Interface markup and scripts
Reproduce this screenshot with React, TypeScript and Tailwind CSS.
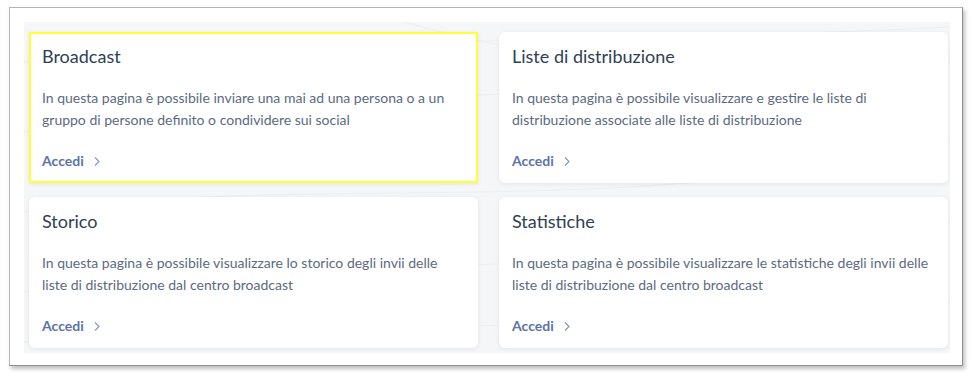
const cards = [
  {
    title: "Broadcast",
    text: "In questa pagina è possibile inviare una mai ad una persona o a un gruppo di persone definito o condividere sui social",
    active: true,
  },
  {
    title: "Liste di distribuzione",
    text: "In questa pagina è possibile visualizzare e gestire le liste di distribuzione associate alle liste di distribuzione",
  },
  {
    title: "Storico",
    text: "In questa pagina è possibile visualizzare lo storico degli invii delle liste di distribuzione dal centro broadcast",
  },
  {
    title: "Statistiche",
    text: "In questa pagina è possibile visualizzare le statistiche degli invii delle liste di distribuzione dal centro broadcast",
  },
];

const Chevron = () => (
  <svg width="8" height="11" viewBox="0 0 8 11" fill="none" className="ml-[9px]">
    <path d="M2 1.5 L6 5.5 L2 9.5" stroke="#8a9ab3" strokeWidth="1.2" />
  </svg>
);

// faint decorative lines behind the cards
const Waves = () => (
  <svg
    className="absolute inset-0 h-full w-full pointer-events-none"
    viewBox="0 0 926 331"
    preserveAspectRatio="none"
    fill="none"
  >
    <g stroke="#eceef2" strokeWidth="1">
      <path d="M0 40 C 200 10, 400 30, 926 5" />
      <path d="M0 110 C 250 60, 500 90, 926 40" />
      <path d="M0 190 C 300 150, 600 200, 926 120" />
      <path d="M0 270 C 280 230, 640 260, 926 200" />
      <path d="M380 0 C 520 40, 700 60, 926 30" />
      <path d="M0 320 C 300 290, 600 320, 926 280" />
    </g>
  </svg>
);

const Card = ({ title, text, active }: { title: string; text: string; active?: boolean }) => (
  <div
    className={
      active
        ? "relative flex flex-col bg-white border-2 border-[#ffff33] px-[11px] pt-[11px] pb-[11px] shadow-[0_1px_4px_rgba(0,0,0,0.08)]"
        : "relative flex flex-col bg-white rounded-md px-[13px] pt-[13px] pb-[13px] shadow-[0_1px_4px_rgba(0,0,0,0.08)]"
    }
  >
    <h3 className="text-[18px] leading-[22px] text-[#2f3f56]">{title}</h3>
    <p className="mt-[20px] text-[14px] leading-[22px] text-[#5b6b7f]">{text}</p>
    <a href="#" className="mt-[21px] flex items-center text-[14px] leading-[18px] font-bold text-[#5b73a6]">
      Accedi
      <Chevron />
    </a>
  </div>
);

export default function App() {
  return (
    <div className="h-[379px] w-[972px] bg-white pl-[9px] pt-[7px]" style={{ fontFamily: "Lato, 'Open Sans', sans-serif" }}>
      <div className="h-[359px] w-[954px] border border-[#b5b5b5] border-r-[#8f8f8f] border-b-[#8f8f8f] bg-white pl-[14px] pt-[14px] shadow-[2px_3px_4px_rgba(0,0,0,0.25)]">
        <div className="relative h-[331px] w-[926px] overflow-hidden bg-[#f5f6f8] pl-[5px] pr-[3px] pt-[10px]">
          <Waves />
          <div className="relative grid grid-cols-[449px_449px] gap-x-[21px] gap-y-[14px]">
            {cards.map((c) => (
              <Card key={c.title} {...c} />
            ))}
          </div>
        </div>
      </div>
    </div>
  );
}
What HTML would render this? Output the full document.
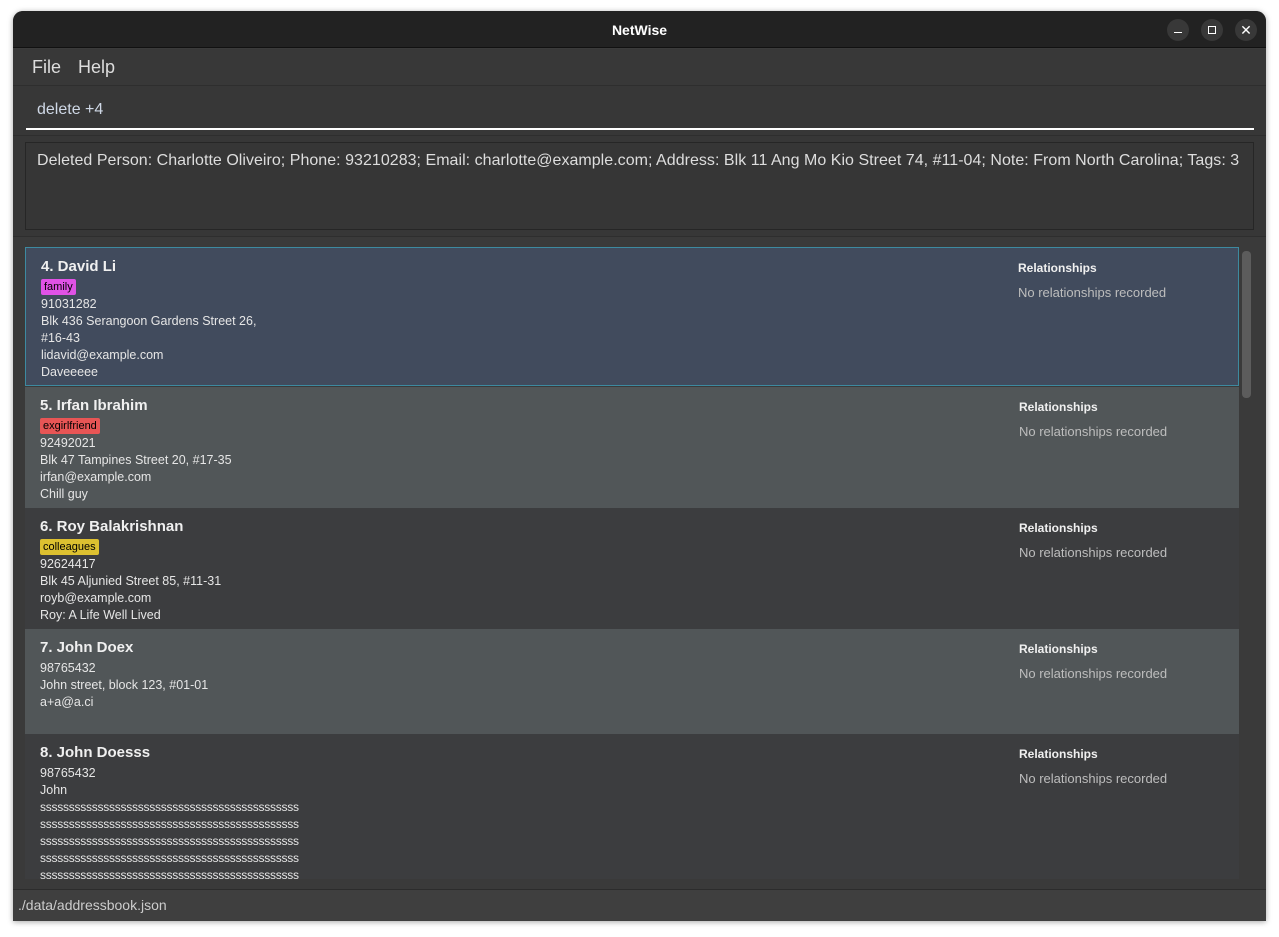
<!DOCTYPE html>
<html><head><meta charset="utf-8"><style>
*{margin:0;padding:0;box-sizing:border-box}
body{width:1279px;height:937px;background:#fff;font-family:"Liberation Sans",sans-serif;position:relative;overflow:hidden}
.win{position:absolute;left:13px;top:11px;width:1253px;height:910px;background:#3b3b3b;border-radius:10px 10px 0 0;overflow:hidden;box-shadow:0 1px 6px rgba(0,0,0,.35)}
.t{position:absolute;white-space:nowrap}
.title{left:0;top:0;width:1253px;height:37px;background:#222;border-bottom:1px solid #111}
.btn{position:absolute;top:8px;width:22px;height:22px;border-radius:50%;background:#383838}
.menu{left:0;top:38px;width:1253px;height:36px;background:#383838}
.cmd{left:0;top:74px;width:1253px;height:51px;background:#373737;border-top:1px solid #2e2e2e}
.res{left:12px;top:131px;width:1229px;height:88px;background:#363636;border:1px solid #262626}
.card{position:absolute;left:12px;width:1214px}
.nm{position:absolute;left:15px;font-size:15px;font-weight:bold;color:#f0f0f0;top:10px!important}
.ln{position:absolute;left:15px;font-size:12.5px;color:#e6e6e6;white-space:nowrap}
.tag{position:absolute;left:15px;font-size:11px;color:#000;padding:1px 3px;border-radius:2px;height:16px;line-height:14px}
.rh{position:absolute;left:994px;font-size:12px;font-weight:bold;color:#f0f0f0}
.rn{position:absolute;left:994px;font-size:13px;color:#bdbdbd}
.s{font-size:12px!important;letter-spacing:-0.25px}
</style></head><body>
<div class="win">
 <div class="t title"></div>
 <div class="t" style="left:0;width:1253px;top:11px;text-align:center;color:#fff;font-weight:bold;font-size:14px">NetWise</div>
 <div class="btn" style="left:1154px"><div style="position:absolute;left:7px;top:13px;width:8px;height:1px;background:#fff"></div></div>
 <div class="btn" style="left:1188px"><div style="position:absolute;left:7px;top:7px;width:8px;height:8px;border:1px solid #fff"></div></div>
 <div class="btn" style="left:1222px;color:#fff;font-size:14px;text-align:center;line-height:22px">✕</div>
 <div class="t menu"></div>
 <div class="t" style="left:19px;top:46px;color:#ddd;font-size:18px">File</div>
 <div class="t" style="left:65px;top:46px;color:#ddd;font-size:18px">Help</div>
 <div class="t cmd"></div>
 <div class="t" style="left:24px;top:90px;color:#cfd8e6;font-size:16px">delete +4</div>
 <div class="t" style="left:13px;top:117px;width:1228px;height:2px;background:#fff"></div>
 <div class="t" style="left:0;top:124px;width:1253px;height:102px;background:#373737;border-top:1px solid #2e2e2e"></div>
 <div class="t res"></div>
 <div class="t" style="left:24px;top:141px;color:#ddd;font-size:16px;letter-spacing:0.03px">Deleted Person: Charlotte Oliveiro; Phone: 93210283; Email: charlotte@example.com; Address: Blk 11 Ang Mo Kio Street 74, #11-04; Note: From North Carolina; Tags: 3</div>
 <div class="t" style="left:0;top:225px;width:1253px;height:653px;background:#3a3a3a;border-top:1px solid #2e2e2e"></div>
 <div class="t" style="left:1229px;top:240px;width:9px;height:147px;background:#5c5c5c;border-radius:4px"></div>

 <div class="card" style="top:236px;height:139px;background:#414b5d;border:1px solid #3d8aa0">
  <div class="nm" style="top:9px">4. David Li</div>
  <div class="tag" style="top:31px;background:#e052e6">family</div>
  <div class="ln" style="top:49px">91031282</div>
  <div class="ln" style="top:66px">Blk 436 Serangoon Gardens Street 26,</div>
  <div class="ln" style="top:83px">#16-43</div>
  <div class="ln" style="top:100px">lidavid@example.com</div>
  <div class="ln" style="top:117px">Daveeeee</div>
  <div class="rh" style="top:13px;left:992px">Relationships</div>
  <div class="rn" style="top:37px;left:992px">No relationships recorded</div>
 </div>
 <div class="card" style="top:376px;height:121px;background:#515658">
  <div class="nm" style="top:9px">5. Irfan Ibrahim</div>
  <div class="tag" style="top:31px;background:#e85555">exgirlfriend</div>
  <div class="ln" style="top:49px">92492021</div>
  <div class="ln" style="top:66px">Blk 47 Tampines Street 20, #17-35</div>
  <div class="ln" style="top:83px">irfan@example.com</div>
  <div class="ln" style="top:100px">Chill guy</div>
  <div class="rh" style="top:13px">Relationships</div>
  <div class="rn" style="top:37px">No relationships recorded</div>
 </div>
 <div class="card" style="top:497px;height:121px;background:#3c3d3f">
  <div class="nm" style="top:9px">6. Roy Balakrishnan</div>
  <div class="tag" style="top:31px;background:#dcc030">colleagues</div>
  <div class="ln" style="top:49px">92624417</div>
  <div class="ln" style="top:66px">Blk 45 Aljunied Street 85, #11-31</div>
  <div class="ln" style="top:83px">royb@example.com</div>
  <div class="ln" style="top:100px">Roy: A Life Well Lived</div>
  <div class="rh" style="top:13px">Relationships</div>
  <div class="rn" style="top:37px">No relationships recorded</div>
 </div>
 <div class="card" style="top:618px;height:105px;background:#515658">
  <div class="nm" style="top:9px">7. John Doex</div>
  <div class="ln" style="top:32px">98765432</div>
  <div class="ln" style="top:49px">John street, block 123, #01-01</div>
  <div class="ln" style="top:66px">a+a@a.ci</div>
  <div class="rh" style="top:13px">Relationships</div>
  <div class="rn" style="top:37px">No relationships recorded</div>
 </div>
 <div class="card" style="top:723px;height:145px;background:#3c3d3f;overflow:hidden">
  <div class="nm" style="top:9px">8. John Doesss</div>
  <div class="ln" style="top:32px">98765432</div>
  <div class="ln" style="top:49px">John</div>
  <div class="ln s" style="top:66px">sssssssssssssssssssssssssssssssssssssssssssss</div>
  <div class="ln s" style="top:83px">sssssssssssssssssssssssssssssssssssssssssssss</div>
  <div class="ln s" style="top:100px">sssssssssssssssssssssssssssssssssssssssssssss</div>
  <div class="ln s" style="top:117px">sssssssssssssssssssssssssssssssssssssssssssss</div>
  <div class="ln s" style="top:134px">sssssssssssssssssssssssssssssssssssssssssssss</div>
  <div class="rh" style="top:13px">Relationships</div>
  <div class="rn" style="top:37px">No relationships recorded</div>
 </div>
 <div class="t" style="left:0;top:878px;width:1253px;height:32px;background:#3f3f3f;border-top:1px solid #2c2c2c"></div>
 <div class="t" style="left:5px;top:886px;color:#ccc;font-size:14px">./data/addressbook.json</div>
</div>
</body></html>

◆ WRITTEN EXERCISE ◆
Check each line of the records for the word "full", and show the lines that contain it.

◆ FINAL ANSWER ◆
    className="absolute inset-0 h-full w-full pointer-events-none"
What HTML would render this? Output the full document.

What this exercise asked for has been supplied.